■ **Exercise aim**
Reproduce every line of the material below, but drop the pictures.

"""

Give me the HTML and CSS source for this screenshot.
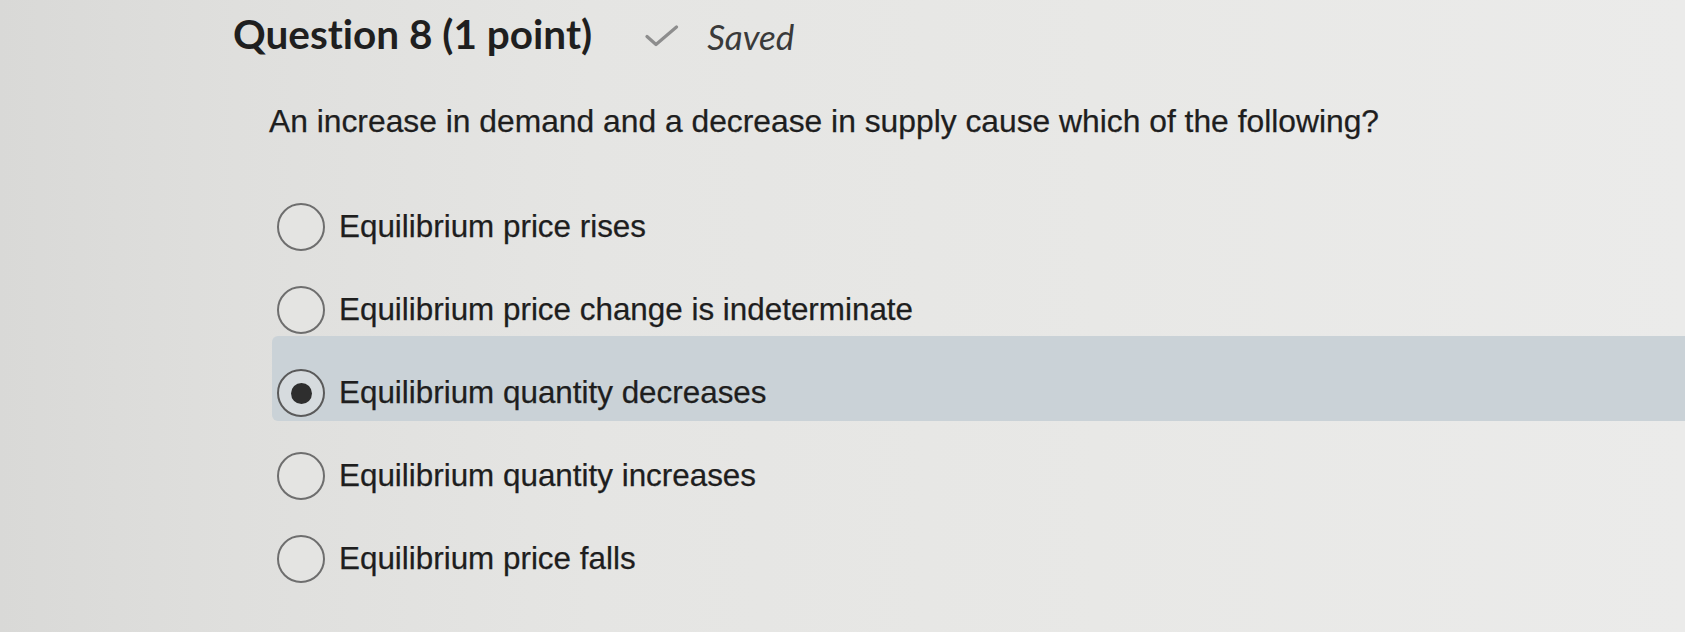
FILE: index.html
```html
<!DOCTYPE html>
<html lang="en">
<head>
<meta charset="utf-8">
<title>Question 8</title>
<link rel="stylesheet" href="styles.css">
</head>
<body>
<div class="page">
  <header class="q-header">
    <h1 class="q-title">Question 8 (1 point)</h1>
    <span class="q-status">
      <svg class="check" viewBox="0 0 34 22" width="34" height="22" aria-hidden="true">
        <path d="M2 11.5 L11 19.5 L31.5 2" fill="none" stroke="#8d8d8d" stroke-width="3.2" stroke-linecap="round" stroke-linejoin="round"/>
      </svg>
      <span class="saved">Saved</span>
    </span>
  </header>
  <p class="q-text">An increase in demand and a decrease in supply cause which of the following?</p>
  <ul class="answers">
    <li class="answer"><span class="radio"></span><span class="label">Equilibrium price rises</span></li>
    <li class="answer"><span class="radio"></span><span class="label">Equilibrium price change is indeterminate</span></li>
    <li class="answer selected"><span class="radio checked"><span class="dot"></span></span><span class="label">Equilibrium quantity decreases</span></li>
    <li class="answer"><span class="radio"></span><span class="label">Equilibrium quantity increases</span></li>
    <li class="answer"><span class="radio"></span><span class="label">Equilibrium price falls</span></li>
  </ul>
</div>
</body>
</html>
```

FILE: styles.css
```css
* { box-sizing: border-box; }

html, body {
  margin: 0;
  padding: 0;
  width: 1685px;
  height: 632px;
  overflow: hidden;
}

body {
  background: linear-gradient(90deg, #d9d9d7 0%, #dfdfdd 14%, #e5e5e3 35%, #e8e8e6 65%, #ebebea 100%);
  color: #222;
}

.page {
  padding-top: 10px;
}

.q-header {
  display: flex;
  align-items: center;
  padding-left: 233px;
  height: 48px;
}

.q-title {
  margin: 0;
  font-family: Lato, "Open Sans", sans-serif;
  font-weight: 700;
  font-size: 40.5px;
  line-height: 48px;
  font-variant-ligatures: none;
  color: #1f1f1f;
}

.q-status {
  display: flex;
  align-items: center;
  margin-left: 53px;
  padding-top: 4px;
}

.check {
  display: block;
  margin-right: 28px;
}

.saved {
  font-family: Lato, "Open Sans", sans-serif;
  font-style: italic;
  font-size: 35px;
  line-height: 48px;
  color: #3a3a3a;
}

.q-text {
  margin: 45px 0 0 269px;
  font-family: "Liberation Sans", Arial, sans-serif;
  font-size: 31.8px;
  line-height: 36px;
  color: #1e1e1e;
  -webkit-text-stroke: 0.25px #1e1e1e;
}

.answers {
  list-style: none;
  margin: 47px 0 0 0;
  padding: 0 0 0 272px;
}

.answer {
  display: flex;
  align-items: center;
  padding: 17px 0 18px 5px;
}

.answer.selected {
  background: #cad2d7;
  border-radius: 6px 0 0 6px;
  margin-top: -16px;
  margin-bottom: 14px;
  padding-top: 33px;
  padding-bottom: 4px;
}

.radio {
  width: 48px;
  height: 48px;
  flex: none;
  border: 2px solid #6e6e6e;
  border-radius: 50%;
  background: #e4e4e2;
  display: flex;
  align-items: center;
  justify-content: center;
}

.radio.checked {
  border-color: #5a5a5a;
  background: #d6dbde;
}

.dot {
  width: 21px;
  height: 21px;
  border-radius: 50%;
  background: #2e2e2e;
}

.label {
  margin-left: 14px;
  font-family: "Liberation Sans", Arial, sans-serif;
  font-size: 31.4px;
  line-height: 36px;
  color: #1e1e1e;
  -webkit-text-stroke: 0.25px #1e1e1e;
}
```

"""

■ **Answer to the task**
Give me the HTML and CSS source for this screenshot.
FILE: index.html
```html
<!DOCTYPE html>
<html lang="en">
<head>
<meta charset="utf-8">
<title>Question 8</title>
<link rel="stylesheet" href="styles.css">
</head>
<body>
<div class="page">
  <header class="q-header">
    <h1 class="q-title">Question 8 (1 point)</h1>
    <span class="q-status">
      <svg class="check" viewBox="0 0 34 22" width="34" height="22" aria-hidden="true">
        <path d="M2 11.5 L11 19.5 L31.5 2" fill="none" stroke="#8d8d8d" stroke-width="3.2" stroke-linecap="round" stroke-linejoin="round"/>
      </svg>
      <span class="saved">Saved</span>
    </span>
  </header>
  <p class="q-text">An increase in demand and a decrease in supply cause which of the following?</p>
  <ul class="answers">
    <li class="answer"><span class="radio"></span><span class="label">Equilibrium price rises</span></li>
    <li class="answer"><span class="radio"></span><span class="label">Equilibrium price change is indeterminate</span></li>
    <li class="answer selected"><span class="radio checked"><span class="dot"></span></span><span class="label">Equilibrium quantity decreases</span></li>
    <li class="answer"><span class="radio"></span><span class="label">Equilibrium quantity increases</span></li>
    <li class="answer"><span class="radio"></span><span class="label">Equilibrium price falls</span></li>
  </ul>
</div>
</body>
</html>
```

FILE: styles.css
```css
* { box-sizing: border-box; }

html, body {
  margin: 0;
  padding: 0;
  width: 1685px;
  height: 632px;
  overflow: hidden;
}

body {
  background: linear-gradient(90deg, #d9d9d7 0%, #dfdfdd 14%, #e5e5e3 35%, #e8e8e6 65%, #ebebea 100%);
  color: #222;
}

.page {
  padding-top: 10px;
}

.q-header {
  display: flex;
  align-items: center;
  padding-left: 233px;
  height: 48px;
}

.q-title {
  margin: 0;
  font-family: Lato, "Open Sans", sans-serif;
  font-weight: 700;
  font-size: 40.5px;
  line-height: 48px;
  font-variant-ligatures: none;
  color: #1f1f1f;
}

.q-status {
  display: flex;
  align-items: center;
  margin-left: 53px;
  padding-top: 4px;
}

.check {
  display: block;
  margin-right: 28px;
}

.saved {
  font-family: Lato, "Open Sans", sans-serif;
  font-style: italic;
  font-size: 35px;
  line-height: 48px;
  color: #3a3a3a;
}

.q-text {
  margin: 45px 0 0 269px;
  font-family: "Liberation Sans", Arial, sans-serif;
  font-size: 31.8px;
  line-height: 36px;
  color: #1e1e1e;
  -webkit-text-stroke: 0.25px #1e1e1e;
}

.answers {
  list-style: none;
  margin: 47px 0 0 0;
  padding: 0 0 0 272px;
}

.answer {
  display: flex;
  align-items: center;
  padding: 17px 0 18px 5px;
}

.answer.selected {
  background: #cad2d7;
  border-radius: 6px 0 0 6px;
  margin-top: -16px;
  margin-bottom: 14px;
  padding-top: 33px;
  padding-bottom: 4px;
}

.radio {
  width: 48px;
  height: 48px;
  flex: none;
  border: 2px solid #6e6e6e;
  border-radius: 50%;
  background: #e4e4e2;
  display: flex;
  align-items: center;
  justify-content: center;
}

.radio.checked {
  border-color: #5a5a5a;
  background: #d6dbde;
}

.dot {
  width: 21px;
  height: 21px;
  border-radius: 50%;
  background: #2e2e2e;
}

.label {
  margin-left: 14px;
  font-family: "Liberation Sans", Arial, sans-serif;
  font-size: 31.4px;
  line-height: 36px;
  color: #1e1e1e;
  -webkit-text-stroke: 0.25px #1e1e1e;
}
```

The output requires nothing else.